Mr Daghlas welcomed the biggest outcome from the meeting, the creation of the position of vice president of the PLO, which was given to long-time Abbas confidant Hussein Al Sheikh.
“The creation of the vice president position was a Palestinian decision, in a Palestinian institution that is led by Palestinians,” Mr Daghlas said.
“Hussein Al Sheikh is a strong figure and understands the situation. He has his expertise. He will help Abbas and he will help Palestinian institutions."
Few Palestinians share this positive view of Mr Al Sheikh, who is widely perceived as a symbol of the worst excesses of PA complicity with the occupier, in particular through co-ordination between Palestinian security forces and Israel, which happens a great deal in Nablus.
Mr Al Sheikh is widely believed to be the Palestinian official with the highest level of contact with Israel’s security world and its US backers.

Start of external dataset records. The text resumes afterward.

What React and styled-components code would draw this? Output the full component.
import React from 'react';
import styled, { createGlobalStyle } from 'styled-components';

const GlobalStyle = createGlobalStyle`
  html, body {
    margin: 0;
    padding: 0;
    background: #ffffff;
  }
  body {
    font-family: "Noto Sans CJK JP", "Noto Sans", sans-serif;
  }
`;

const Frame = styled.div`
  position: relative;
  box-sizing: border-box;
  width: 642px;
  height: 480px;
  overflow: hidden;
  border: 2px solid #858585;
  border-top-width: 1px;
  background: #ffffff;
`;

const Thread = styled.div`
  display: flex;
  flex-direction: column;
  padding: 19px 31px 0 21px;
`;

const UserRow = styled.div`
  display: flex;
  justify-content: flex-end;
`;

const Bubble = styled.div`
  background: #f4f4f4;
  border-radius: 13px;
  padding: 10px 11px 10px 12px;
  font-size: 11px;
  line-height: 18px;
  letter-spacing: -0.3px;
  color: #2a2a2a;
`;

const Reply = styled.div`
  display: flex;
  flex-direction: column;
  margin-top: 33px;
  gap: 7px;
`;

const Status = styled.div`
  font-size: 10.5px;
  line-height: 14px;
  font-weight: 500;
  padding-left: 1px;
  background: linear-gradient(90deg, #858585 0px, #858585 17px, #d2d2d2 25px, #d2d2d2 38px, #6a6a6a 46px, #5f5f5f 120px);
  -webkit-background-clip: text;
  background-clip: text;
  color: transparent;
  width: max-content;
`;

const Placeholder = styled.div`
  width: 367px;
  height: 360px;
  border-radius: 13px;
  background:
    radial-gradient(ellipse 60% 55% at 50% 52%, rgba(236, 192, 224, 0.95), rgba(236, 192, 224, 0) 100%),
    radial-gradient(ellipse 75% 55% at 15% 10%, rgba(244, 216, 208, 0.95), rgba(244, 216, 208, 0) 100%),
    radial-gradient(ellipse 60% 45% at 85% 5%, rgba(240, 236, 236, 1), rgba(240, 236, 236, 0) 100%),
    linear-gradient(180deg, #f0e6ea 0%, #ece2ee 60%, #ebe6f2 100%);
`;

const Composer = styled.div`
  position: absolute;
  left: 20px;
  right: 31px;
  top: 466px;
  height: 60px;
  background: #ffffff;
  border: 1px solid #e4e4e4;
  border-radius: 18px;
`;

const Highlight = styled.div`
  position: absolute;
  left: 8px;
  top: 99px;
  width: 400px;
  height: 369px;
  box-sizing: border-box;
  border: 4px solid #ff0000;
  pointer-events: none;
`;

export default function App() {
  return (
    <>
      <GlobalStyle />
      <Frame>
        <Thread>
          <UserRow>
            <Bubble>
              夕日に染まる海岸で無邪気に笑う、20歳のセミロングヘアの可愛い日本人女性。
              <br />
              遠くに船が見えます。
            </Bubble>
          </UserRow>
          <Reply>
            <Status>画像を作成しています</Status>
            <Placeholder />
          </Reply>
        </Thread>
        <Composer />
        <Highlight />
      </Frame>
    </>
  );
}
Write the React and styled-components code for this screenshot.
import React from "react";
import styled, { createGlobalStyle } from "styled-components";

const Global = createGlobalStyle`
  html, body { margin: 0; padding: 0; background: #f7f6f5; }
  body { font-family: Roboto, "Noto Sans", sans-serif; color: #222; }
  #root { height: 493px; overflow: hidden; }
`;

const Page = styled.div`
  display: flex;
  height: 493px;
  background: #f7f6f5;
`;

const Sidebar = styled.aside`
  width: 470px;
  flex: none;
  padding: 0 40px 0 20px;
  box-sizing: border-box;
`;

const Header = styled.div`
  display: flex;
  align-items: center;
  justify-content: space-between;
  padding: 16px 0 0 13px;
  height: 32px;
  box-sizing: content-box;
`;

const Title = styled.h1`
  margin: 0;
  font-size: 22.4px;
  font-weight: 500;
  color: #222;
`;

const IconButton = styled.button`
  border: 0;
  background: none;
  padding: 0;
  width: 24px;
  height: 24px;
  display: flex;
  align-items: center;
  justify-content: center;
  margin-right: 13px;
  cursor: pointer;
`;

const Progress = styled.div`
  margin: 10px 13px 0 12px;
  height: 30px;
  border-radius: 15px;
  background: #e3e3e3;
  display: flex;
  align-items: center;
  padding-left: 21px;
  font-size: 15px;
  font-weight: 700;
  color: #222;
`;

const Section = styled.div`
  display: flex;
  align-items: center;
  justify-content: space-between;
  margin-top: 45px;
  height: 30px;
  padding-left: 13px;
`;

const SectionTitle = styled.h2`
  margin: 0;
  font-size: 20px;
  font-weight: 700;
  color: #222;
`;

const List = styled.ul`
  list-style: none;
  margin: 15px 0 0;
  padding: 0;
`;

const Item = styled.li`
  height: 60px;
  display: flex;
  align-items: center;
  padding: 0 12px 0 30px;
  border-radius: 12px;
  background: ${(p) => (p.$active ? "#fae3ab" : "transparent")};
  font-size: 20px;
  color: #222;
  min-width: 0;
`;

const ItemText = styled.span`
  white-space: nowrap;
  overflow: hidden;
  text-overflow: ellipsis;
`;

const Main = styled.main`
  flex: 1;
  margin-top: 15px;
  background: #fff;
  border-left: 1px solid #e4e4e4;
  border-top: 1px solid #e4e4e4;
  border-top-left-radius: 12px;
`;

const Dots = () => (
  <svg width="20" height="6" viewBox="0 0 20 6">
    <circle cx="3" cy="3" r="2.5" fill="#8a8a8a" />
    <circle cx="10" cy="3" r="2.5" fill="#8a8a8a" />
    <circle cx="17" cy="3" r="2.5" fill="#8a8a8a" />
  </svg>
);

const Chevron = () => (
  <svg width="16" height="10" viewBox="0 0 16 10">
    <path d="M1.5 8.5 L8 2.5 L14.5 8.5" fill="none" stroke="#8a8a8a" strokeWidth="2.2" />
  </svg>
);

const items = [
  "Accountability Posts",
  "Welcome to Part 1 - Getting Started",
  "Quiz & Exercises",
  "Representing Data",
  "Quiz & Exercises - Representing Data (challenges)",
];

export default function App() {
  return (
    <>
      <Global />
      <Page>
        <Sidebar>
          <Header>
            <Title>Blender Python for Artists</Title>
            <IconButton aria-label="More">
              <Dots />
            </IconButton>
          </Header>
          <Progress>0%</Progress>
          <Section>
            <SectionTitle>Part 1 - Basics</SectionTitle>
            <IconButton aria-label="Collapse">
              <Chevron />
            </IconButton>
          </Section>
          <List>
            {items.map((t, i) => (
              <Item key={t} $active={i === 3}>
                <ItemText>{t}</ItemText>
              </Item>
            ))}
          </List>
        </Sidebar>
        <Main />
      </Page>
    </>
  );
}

Commentator and former Israeli military international spokesman Jonathan Conricus told The National that, while Mr Al Sheikh is “perhaps the best-known senior who has the most face time with Israeli and American officials", his vast unpopularity among Palestinians is a major challenge for the PA.
“I think his personal brand is on the extreme in terms of how much he is loathed and despised by Palestinians for being corrupt or an Israeli collaborator. That probably isn’t going to be very useful for the PA,” he added.
“Hussein Al Sheikh is another nail in the casket of that corruption and poor governance.”
Back in Al Ain, as young boys scrambled through a graveyard below the office that Israeli troops stormed in an earlier raid, Mr Shamma, still cautious, eventually gave his most direct words on the matter. “The leadership always changes, but in the end what is really needed are only the rights of the people.”